I can only speculate that the reason this has happened after four long agonizing years for Sage's family is that it was because she was a transgender woman, not a U.Va. coed who went missing. Remember all the resources poured into the cased of two U.Va. women who went missing? Perhaps their lives were more valuable because they came from wealthy families that attended a prestigious university, not some poor transgender woman of approximately the same age demographic as the missing U.Va. students. Perhaps I am being unfairly cynical, but I don't think so.
I do find it very disturbing that the Charlottesville Police Department reclassified this case as a homicide in December and is just now making that known to the public, almost four months later. What are we to make of that?
Here is the article from today's Daily Progress.
Search for Sage Smith now a homicide investigation
More than four years ago, Sage Smith took a walk near West Main Street in Charlottesville on her way to meet an acquaintance and was never seen again.
On Wednesday, Charlottesville police said they are now investigating the case as a homicide.
“Sage wouldn’t have just walked off,” Smith’s grandmother Lolita “Cookie” Smith said. “Somebody took Sage from me. Something happened.”
Charlottesville police reclassified the case in December but waited to release the information publicly out of consideration for Smith’s family, Lt. Steve Upman said. After a shuffle in positions and roles at the police department, detectives also wanted time to take a fresh look at the case. There are no new searches planned, he said.
Smith, a transgender woman, was last seen Nov. 20, 2012, when she left an apartment on Harris Street and walked toward West Main Street to meet someone, according to police. The case was first classified as a missing person investigation and has remained active since Smith’s disappearance.
Police said Wednesday that the reclassification means the case is now a criminal investigation, which opens up resources outside the department — such as the United States Marshals Service — and could add weight to investigative tools such as search warrants.
“A missing person is not a criminal case, so we do not have the same investigative leeway,” Upman said. “By moving it to a criminal matter, it affords us not only additional resources outside the agency, but [also] provides more opportunities to search phone records and computers, that kind of thing.”
“That was not the reason to change it, but those are opened up,” he added.
City police said in 2012 that they had limited power to search Smith’s credit card and cellphone records because the case was not a criminal investigation.
Though police said they don’t have evidence of foul play, they reclassified the case because of its suspicious nature and how much time has passed with no sign of Smith. No single element of the investigation led to the decision, Upman said, but all the available evidence made it the most appropriate step.
Calling her granddaughter a “happy, go-lucky person” who loved to dance, Lolita Smith said she is angry that it took Charlottesville police so long to reclassify the case.
“Frankly, I don’t understand why they waited so long,” she said. “It’s been four years. I think the Charlottesville Police Department dropped the ball from day one.”

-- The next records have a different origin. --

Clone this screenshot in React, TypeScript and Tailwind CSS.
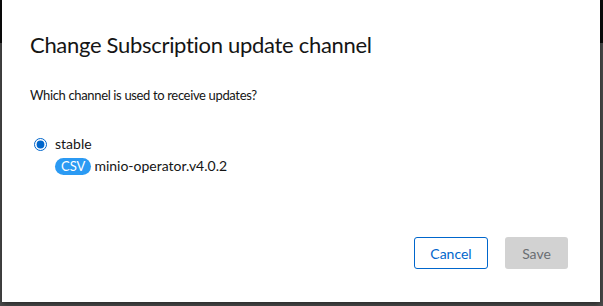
import * as React from "react"

// Modal for picking the update channel of an operator subscription.

export default function App() {
  const [channel, setChannel] = React.useState("stable")

  return (
    <div className="relative h-[306px] w-[603px] overflow-hidden bg-[#4d4d4d] font-['Lato',sans-serif]">
      <div className="absolute inset-x-0 top-0 h-[43px] bg-[#0b0b0b]" />
      <div className="absolute left-[2px] top-0 flex h-[302px] w-[598px] flex-col bg-white shadow-[0_2px_6px_rgba(0,0,0,0.5)]">
        <div className="px-[28px] pt-[30px]">
          <h1 className="text-[22px] leading-[30px] tracking-[-0.3px] text-[#151515]">
            Change Subscription update channel
          </h1>
        </div>
        <div className="px-[28px] pt-[25px]">
          <p className="text-[13px] leading-[20px] tracking-[-0.35px] text-[#151515]">
            Which channel is used to receive updates?
          </p>
          <label className="ml-[4px] mt-[29px] flex items-start gap-[8px]">
            <input
              type="radio"
              name="channel"
              checked={channel === "stable"}
              onChange={() => setChannel("stable")}
              className="mt-[4px] h-[13px] w-[13px] accent-[#06c]"
            />
            <span className="flex flex-col">
              <span className="text-[14px] leading-[20px] text-[#151515]">stable</span>
              <span className="mt-[2px] flex items-center gap-[3px]">
                <span className="rounded-full bg-[#2b9af3] px-[6px] text-[13px] leading-[17px] text-white">
                  CSV
                </span>
                <span className="text-[14px] leading-[20px] text-[#151515]">minio-operator.v4.0.2</span>
              </span>
            </span>
          </label>
        </div>
        <div className="mt-auto flex justify-end gap-[17px] px-[32px] pb-[33px]">
          <button className="h-[32px] w-[74px] rounded-[3px] border border-[#06c] text-[14px] text-[#06c]">
            Cancel
          </button>
          <button disabled className="h-[32px] w-[63px] rounded-[3px] bg-[#d2d2d2] text-[14px] text-[#6a6e73]">
            Save
          </button>
        </div>
      </div>
    </div>
  )
}
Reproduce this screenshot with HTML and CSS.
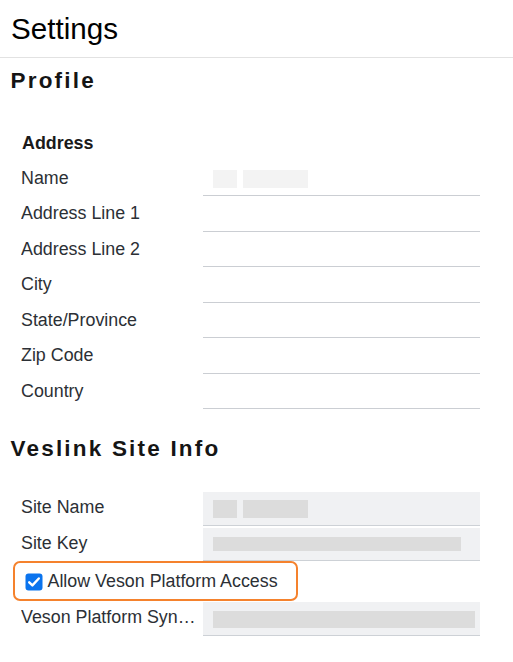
FILE: index.html
```html
<!DOCTYPE html>
<html lang="en">
<head>
<meta charset="utf-8">
<title>Settings</title>
<link rel="stylesheet" href="styles.css">
</head>
<body>
<header class="page-header">Settings</header>

<h2 class="section-title profile-title">Profile</h2>
<div class="form">
  <div class="subheading">Address</div>
  <div class="row">
    <div class="label">Name</div>
    <div class="field"><span class="blk blk-s light"></span><span class="blk blk-m light"></span></div>
  </div>
  <div class="row"><div class="label">Address Line 1</div><div class="field"></div></div>
  <div class="row"><div class="label">Address Line 2</div><div class="field"></div></div>
  <div class="row"><div class="label">City</div><div class="field"></div></div>
  <div class="row"><div class="label">State/Province</div><div class="field"></div></div>
  <div class="row"><div class="label">Zip Code</div><div class="field"></div></div>
  <div class="row"><div class="label">Country</div><div class="field"></div></div>
</div>

<h2 class="section-title site-title">Veslink Site Info</h2>
<div class="form site-form">
  <div class="row">
    <div class="label">Site Name</div>
    <div class="field filled name-field"><span class="blk blk-s"></span><span class="blk blk-m"></span></div>
  </div>
  <div class="row">
    <div class="label">Site Key</div>
    <div class="field filled"><span class="blk blk-key"></span></div>
  </div>
  <div class="check-row">
    <label class="check-label">
      <span class="checkbox"><svg width="18" height="18" viewBox="0 0 18 18"><rect x="0.5" y="0.5" width="17" height="17" rx="3" fill="#0b74ee"/><path d="M4.2 9.3 L7.4 12.4 L13.8 5.5" fill="none" stroke="#fff" stroke-width="2.4" stroke-linecap="round" stroke-linejoin="round"/></svg></span>
      <span>Allow Veson Platform Access</span>
    </label>
  </div>
  <div class="row">
    <div class="label">Veson Platform Sync Token</div>
    <div class="field filled"><span class="blk blk-sync"></span></div>
  </div>
</div>
</body>
</html>
```
FILE: styles.css
```css
html, body {
  margin: 0;
  padding: 0;
  background: #fff;
}

body {
  font-family: "Liberation Sans", Arial, sans-serif;
  color: #2c3035;
}

.page-header {
  height: 57px;
  line-height: 57px;
  padding-left: 11px;
  font-size: 29.6px;
  color: #000;
  border-bottom: 1px solid #e2e2e2;
}

.section-title {
  margin: 0;
  padding-left: 10.5px;
  font-size: 22.5px;
  line-height: 26px;
  font-weight: bold;
  letter-spacing: 2.2px;
  color: #151515;
}

.profile-title {
  margin-top: 10px;
}

.site-title {
  margin-top: 27px;
}

.form {
  padding-left: 21px;
  font-size: 17.85px;
}

.subheading {
  margin-top: 37px;
  margin-bottom: 5.5px;
  padding-left: 1px;
  line-height: 24px;
  font-weight: bold;
  color: #1a1a1a;
}

.site-form {
  margin-top: 28px;
}

.row {
  display: grid;
  grid-template-columns: 182px 277px;
  height: 35.5px;
}

.label {
  line-height: 35.5px;
  padding-right: 6px;
  white-space: nowrap;
  overflow: hidden;
  text-overflow: ellipsis;
}

.field {
  margin-top: 2px;
  border-bottom: 1px solid #cbced3;
  display: flex;
  align-items: center;
  gap: 6px;
  padding-left: 10px;
}

.field.filled {
  background: #f0f1f3;
  border-bottom-color: #cdd1d6;
}

.blk {
  display: block;
  height: 18px;
  background: #dcdcdc;
}

.blk.light {
  background: #f3f3f3;
}

.blk-s {
  width: 24px;
}

.blk-m {
  width: 65px;
}

.name-field .blk {
  margin-top: 1px;
}

.blk-key {
  width: 248px;
  height: 14px;
}

.blk-sync {
  width: 262px;
  height: 17px;
  margin-top: 2px;
}

.check-row {
  height: 39px;
  display: flex;
  align-items: flex-start;
}

.check-label {
  display: flex;
  align-items: center;
  gap: 5px;
  height: 40px;
  box-sizing: border-box;
  margin-left: -8px;
  margin-bottom: -1px;
  padding: 0 18px 0 9.5px;
  border: 2.5px solid #f5822d;
  border-radius: 7px;
  line-height: 35px;
  white-space: nowrap;
  background: #fff;
  position: relative;
}

.checkbox {
  display: block;
  width: 18px;
  height: 18px;
  margin-top: 1px;
}

.checkbox svg {
  display: block;
}
```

“I’m angry,” she said. “I don’t understand how some cases can be solved within a matter of days or weeks and my grandchild’s case hasn’t been solved yet.”
Police said they have been in contact with the family since the case began and are actively working to resolve it.
“It remains an active investigation and one we’re committed to hopefully solving,” Upman said.
Police said they designated the case as a homicide, rather than a death investigation, because there is not yet any hard evidence that Smith is dead.
“We haven’t heard from him since he went missing,” Upman said. “We’re hopeful death is not the outcome, but there is no new evidence and nobody has heard from him.”
The last person seen with Smith — who was 19 when she disappeared — was Erik Tyquan McFadden, then 25, who has since disappeared, as well. Police called McFadden a person of interest in the case, describing him as a black male, standing at 5 feet 10 inches, with black hair and brown eyes.
When he learned the case was reclassified, Bemeche Hicks, a friend of the Smith family, said he was glad to hear it brought back into the spotlight.
“I’m curious as to what information they have to make it into a homicide investigation, but I’m glad to know they have reopened it, more or less,” Hicks said. “Maybe they’ll get more information to bring people forward — whether it’s people who have information or maybe are associated criminally.